--- start AVAILABLE DATA ---

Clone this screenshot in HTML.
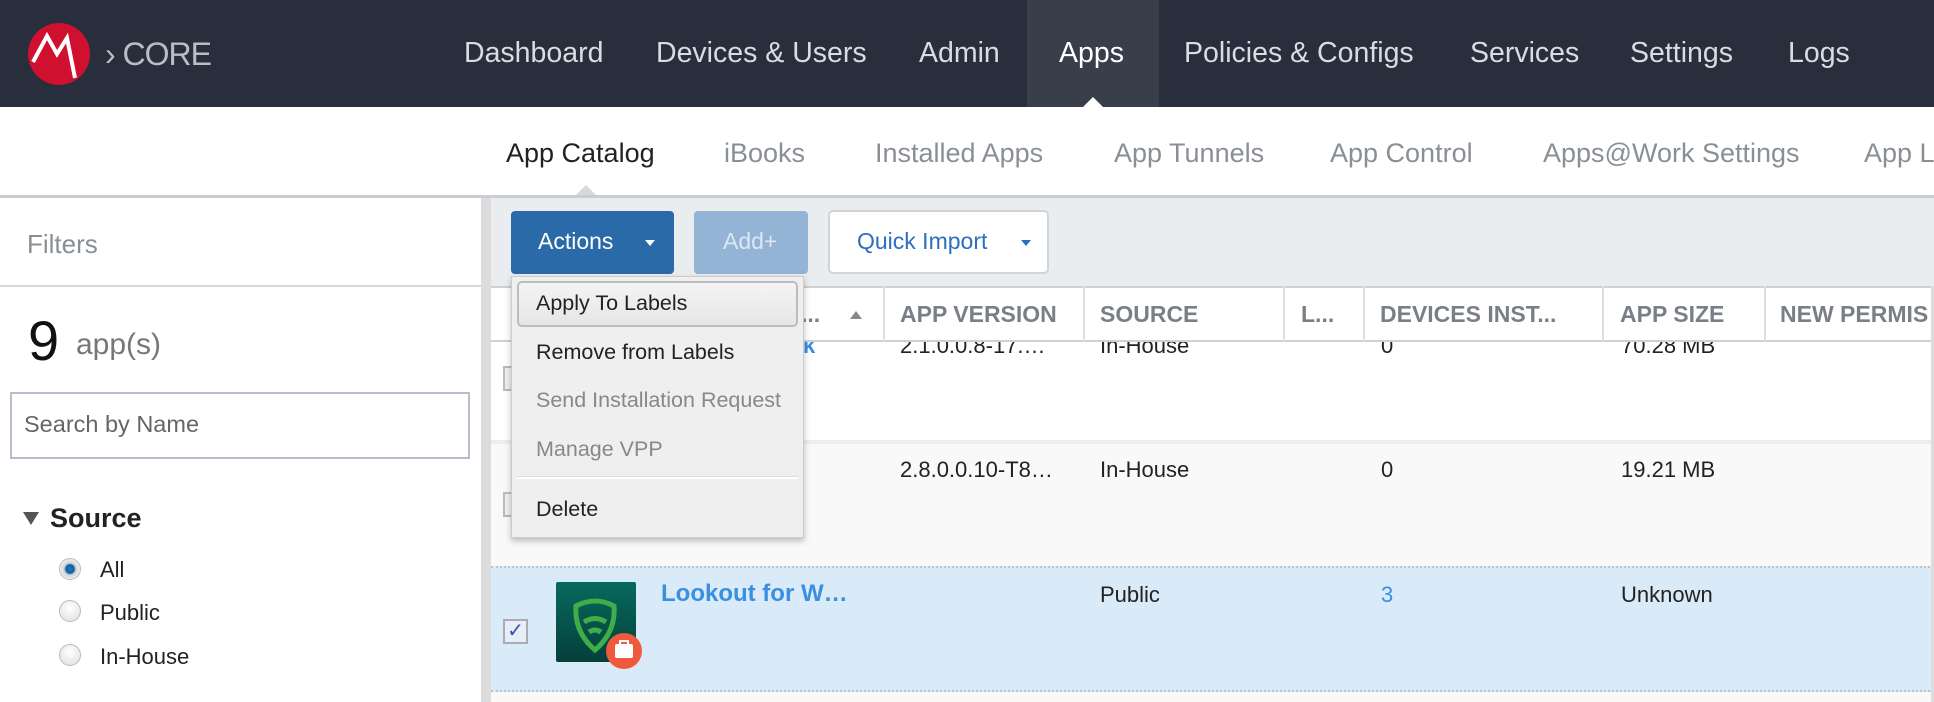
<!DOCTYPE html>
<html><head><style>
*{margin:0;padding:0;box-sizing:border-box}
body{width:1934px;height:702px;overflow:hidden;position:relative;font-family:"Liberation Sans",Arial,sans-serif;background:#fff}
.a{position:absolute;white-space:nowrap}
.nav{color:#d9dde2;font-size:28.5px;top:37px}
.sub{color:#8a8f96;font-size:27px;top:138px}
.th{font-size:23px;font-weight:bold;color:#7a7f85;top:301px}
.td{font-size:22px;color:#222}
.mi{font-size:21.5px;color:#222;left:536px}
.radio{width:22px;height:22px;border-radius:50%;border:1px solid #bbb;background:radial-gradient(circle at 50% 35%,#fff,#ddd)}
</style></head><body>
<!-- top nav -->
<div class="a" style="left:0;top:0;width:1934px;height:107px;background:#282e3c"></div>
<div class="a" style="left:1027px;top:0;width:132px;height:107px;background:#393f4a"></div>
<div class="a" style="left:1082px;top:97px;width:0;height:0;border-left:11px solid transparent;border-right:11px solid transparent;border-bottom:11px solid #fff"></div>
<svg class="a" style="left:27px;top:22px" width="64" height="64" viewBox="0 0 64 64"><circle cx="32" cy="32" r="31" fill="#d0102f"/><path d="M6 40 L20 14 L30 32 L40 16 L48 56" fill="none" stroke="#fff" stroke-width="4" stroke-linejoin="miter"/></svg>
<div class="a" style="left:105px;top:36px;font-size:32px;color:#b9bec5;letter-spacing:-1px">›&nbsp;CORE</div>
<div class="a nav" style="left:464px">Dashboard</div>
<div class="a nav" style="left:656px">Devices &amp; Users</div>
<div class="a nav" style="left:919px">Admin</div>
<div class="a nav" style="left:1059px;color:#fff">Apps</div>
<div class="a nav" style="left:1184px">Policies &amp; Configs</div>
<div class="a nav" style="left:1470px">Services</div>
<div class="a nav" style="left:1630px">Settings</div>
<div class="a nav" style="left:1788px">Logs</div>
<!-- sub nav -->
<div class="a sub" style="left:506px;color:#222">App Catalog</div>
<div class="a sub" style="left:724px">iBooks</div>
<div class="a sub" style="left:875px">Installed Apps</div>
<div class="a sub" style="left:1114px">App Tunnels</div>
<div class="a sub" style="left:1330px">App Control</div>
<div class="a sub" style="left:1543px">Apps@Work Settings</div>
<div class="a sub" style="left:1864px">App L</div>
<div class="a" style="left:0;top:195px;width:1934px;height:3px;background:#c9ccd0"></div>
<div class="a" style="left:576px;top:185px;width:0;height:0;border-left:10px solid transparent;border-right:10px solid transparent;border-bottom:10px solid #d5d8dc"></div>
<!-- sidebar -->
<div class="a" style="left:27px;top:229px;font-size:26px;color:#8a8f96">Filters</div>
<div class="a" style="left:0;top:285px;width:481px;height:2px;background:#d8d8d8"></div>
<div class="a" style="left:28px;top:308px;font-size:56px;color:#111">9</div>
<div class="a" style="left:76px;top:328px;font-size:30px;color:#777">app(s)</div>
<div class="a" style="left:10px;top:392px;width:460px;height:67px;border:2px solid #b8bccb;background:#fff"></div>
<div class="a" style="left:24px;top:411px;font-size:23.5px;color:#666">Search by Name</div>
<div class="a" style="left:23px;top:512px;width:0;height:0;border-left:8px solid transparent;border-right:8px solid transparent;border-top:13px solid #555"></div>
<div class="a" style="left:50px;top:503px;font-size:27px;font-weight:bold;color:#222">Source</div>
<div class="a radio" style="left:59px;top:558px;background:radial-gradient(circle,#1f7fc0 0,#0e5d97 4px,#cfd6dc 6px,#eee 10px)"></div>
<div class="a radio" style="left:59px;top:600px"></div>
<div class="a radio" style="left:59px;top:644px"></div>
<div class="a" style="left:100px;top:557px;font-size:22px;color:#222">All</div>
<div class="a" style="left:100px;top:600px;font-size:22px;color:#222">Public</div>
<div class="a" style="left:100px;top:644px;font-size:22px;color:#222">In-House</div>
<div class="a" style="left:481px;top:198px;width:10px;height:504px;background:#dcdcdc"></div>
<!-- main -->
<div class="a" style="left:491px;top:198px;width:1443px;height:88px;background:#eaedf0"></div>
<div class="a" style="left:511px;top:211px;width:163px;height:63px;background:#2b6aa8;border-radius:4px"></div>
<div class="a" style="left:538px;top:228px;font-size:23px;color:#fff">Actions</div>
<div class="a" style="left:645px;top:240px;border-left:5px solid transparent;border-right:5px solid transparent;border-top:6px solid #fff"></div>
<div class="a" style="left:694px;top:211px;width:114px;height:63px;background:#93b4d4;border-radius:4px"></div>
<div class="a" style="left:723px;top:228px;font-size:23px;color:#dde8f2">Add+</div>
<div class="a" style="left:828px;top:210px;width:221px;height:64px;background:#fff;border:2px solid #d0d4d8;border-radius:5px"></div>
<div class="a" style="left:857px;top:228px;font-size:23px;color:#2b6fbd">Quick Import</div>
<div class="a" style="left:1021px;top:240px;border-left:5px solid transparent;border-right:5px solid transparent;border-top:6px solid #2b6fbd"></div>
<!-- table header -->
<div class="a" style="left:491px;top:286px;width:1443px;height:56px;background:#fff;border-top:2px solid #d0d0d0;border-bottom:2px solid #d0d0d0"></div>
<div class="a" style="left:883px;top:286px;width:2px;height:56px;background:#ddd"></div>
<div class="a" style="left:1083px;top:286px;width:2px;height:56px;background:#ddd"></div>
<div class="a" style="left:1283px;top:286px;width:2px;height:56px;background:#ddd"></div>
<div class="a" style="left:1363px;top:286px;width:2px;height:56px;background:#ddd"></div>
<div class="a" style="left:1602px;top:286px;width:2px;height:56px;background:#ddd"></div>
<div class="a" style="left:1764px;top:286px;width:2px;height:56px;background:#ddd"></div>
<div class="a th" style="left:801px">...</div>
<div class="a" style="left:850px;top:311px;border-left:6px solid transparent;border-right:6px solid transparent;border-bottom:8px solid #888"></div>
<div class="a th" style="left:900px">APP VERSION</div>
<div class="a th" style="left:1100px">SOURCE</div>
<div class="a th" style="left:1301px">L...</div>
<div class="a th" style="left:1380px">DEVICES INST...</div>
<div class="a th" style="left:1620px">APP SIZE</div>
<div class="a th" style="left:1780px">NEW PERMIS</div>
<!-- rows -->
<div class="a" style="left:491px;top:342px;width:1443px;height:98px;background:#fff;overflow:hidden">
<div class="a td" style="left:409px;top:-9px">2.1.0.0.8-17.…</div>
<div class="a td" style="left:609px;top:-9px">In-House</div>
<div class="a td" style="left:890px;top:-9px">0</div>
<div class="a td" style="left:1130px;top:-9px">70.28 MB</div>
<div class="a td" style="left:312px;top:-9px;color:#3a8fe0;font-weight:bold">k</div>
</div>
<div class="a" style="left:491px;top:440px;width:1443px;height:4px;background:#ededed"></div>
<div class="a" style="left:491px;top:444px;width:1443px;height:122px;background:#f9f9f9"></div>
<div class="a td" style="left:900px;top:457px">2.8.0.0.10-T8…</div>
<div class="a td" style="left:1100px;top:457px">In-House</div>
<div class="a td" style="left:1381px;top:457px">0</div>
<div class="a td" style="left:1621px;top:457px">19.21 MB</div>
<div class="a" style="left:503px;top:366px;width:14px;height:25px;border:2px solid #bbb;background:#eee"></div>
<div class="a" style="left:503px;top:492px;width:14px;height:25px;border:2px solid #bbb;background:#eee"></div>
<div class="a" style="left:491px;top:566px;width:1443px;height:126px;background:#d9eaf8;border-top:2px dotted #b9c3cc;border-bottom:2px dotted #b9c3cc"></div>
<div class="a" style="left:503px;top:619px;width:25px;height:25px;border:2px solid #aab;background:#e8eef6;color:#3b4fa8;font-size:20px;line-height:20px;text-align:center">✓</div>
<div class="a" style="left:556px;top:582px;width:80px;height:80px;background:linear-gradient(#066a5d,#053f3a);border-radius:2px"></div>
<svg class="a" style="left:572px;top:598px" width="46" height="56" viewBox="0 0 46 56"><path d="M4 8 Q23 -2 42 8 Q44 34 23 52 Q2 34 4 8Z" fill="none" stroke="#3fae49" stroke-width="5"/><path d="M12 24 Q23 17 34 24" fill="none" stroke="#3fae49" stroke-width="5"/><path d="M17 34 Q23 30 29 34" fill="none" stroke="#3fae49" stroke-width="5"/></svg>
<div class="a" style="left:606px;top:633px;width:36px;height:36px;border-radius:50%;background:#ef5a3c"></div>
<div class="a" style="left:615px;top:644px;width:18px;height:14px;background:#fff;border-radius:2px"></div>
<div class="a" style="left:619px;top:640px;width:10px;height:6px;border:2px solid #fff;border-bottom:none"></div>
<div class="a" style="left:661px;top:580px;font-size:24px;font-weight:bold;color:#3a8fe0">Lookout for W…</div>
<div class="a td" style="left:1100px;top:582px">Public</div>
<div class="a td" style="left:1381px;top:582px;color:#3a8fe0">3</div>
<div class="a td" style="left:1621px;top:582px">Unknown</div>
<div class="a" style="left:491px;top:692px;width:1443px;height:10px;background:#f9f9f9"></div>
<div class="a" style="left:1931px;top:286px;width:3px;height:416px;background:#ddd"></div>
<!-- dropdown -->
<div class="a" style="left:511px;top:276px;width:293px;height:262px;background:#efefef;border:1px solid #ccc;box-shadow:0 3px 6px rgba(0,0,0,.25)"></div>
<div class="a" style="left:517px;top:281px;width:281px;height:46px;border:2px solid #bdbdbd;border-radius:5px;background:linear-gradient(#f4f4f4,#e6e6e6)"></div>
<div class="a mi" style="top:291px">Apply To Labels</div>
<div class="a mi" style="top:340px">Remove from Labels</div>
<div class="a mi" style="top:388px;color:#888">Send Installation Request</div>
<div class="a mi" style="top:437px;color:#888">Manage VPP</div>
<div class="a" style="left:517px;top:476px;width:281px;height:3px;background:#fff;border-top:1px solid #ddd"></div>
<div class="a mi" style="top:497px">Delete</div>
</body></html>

--- end AVAILABLE DATA ---
--- start AVAILABLE DATA ---

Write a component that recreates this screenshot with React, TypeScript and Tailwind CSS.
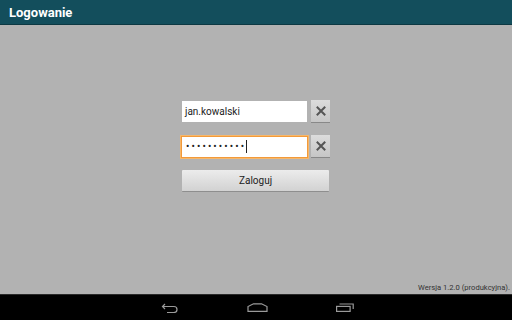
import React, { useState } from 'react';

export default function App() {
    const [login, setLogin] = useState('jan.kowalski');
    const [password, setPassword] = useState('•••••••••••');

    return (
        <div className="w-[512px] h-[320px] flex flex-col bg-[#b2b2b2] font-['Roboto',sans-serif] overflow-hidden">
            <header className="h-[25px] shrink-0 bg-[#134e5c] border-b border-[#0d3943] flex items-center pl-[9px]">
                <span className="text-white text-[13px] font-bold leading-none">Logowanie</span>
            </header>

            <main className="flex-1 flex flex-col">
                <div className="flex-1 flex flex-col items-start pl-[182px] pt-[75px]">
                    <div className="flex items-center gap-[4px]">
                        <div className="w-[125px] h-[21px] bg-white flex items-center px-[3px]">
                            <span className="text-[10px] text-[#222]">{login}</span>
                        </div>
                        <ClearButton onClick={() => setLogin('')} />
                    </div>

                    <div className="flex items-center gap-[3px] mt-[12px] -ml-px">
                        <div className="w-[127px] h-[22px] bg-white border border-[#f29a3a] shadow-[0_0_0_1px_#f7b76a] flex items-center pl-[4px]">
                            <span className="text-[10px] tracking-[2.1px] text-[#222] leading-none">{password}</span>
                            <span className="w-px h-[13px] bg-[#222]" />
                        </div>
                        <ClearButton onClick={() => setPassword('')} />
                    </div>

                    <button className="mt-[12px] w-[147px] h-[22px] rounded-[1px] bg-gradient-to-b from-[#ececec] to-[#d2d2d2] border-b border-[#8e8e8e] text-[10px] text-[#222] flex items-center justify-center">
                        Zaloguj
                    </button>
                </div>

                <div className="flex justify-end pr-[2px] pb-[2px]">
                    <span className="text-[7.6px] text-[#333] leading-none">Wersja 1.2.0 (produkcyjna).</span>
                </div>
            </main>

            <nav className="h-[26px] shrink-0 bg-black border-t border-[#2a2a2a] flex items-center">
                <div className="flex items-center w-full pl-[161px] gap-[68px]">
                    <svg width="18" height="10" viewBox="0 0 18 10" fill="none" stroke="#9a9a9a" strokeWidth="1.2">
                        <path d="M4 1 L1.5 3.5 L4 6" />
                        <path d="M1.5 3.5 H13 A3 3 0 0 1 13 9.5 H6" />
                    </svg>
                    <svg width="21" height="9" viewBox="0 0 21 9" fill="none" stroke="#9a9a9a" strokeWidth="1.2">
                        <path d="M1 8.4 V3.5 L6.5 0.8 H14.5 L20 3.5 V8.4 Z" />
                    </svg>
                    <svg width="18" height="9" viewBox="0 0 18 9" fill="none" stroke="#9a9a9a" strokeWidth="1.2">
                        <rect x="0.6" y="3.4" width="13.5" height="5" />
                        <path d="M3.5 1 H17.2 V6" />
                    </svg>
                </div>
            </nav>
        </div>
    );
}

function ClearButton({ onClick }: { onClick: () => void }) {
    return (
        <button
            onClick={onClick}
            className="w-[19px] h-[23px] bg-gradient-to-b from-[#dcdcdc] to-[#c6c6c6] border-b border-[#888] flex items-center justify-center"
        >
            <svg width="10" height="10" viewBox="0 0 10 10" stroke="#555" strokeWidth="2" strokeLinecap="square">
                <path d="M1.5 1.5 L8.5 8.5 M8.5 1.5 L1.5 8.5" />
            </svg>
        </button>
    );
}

--- end AVAILABLE DATA ---

Search the listing for the string "screenshot". Copy each line where it turns up.

Clone this screenshot in HTML.
Write a component that recreates this screenshot with React, TypeScript and Tailwind CSS.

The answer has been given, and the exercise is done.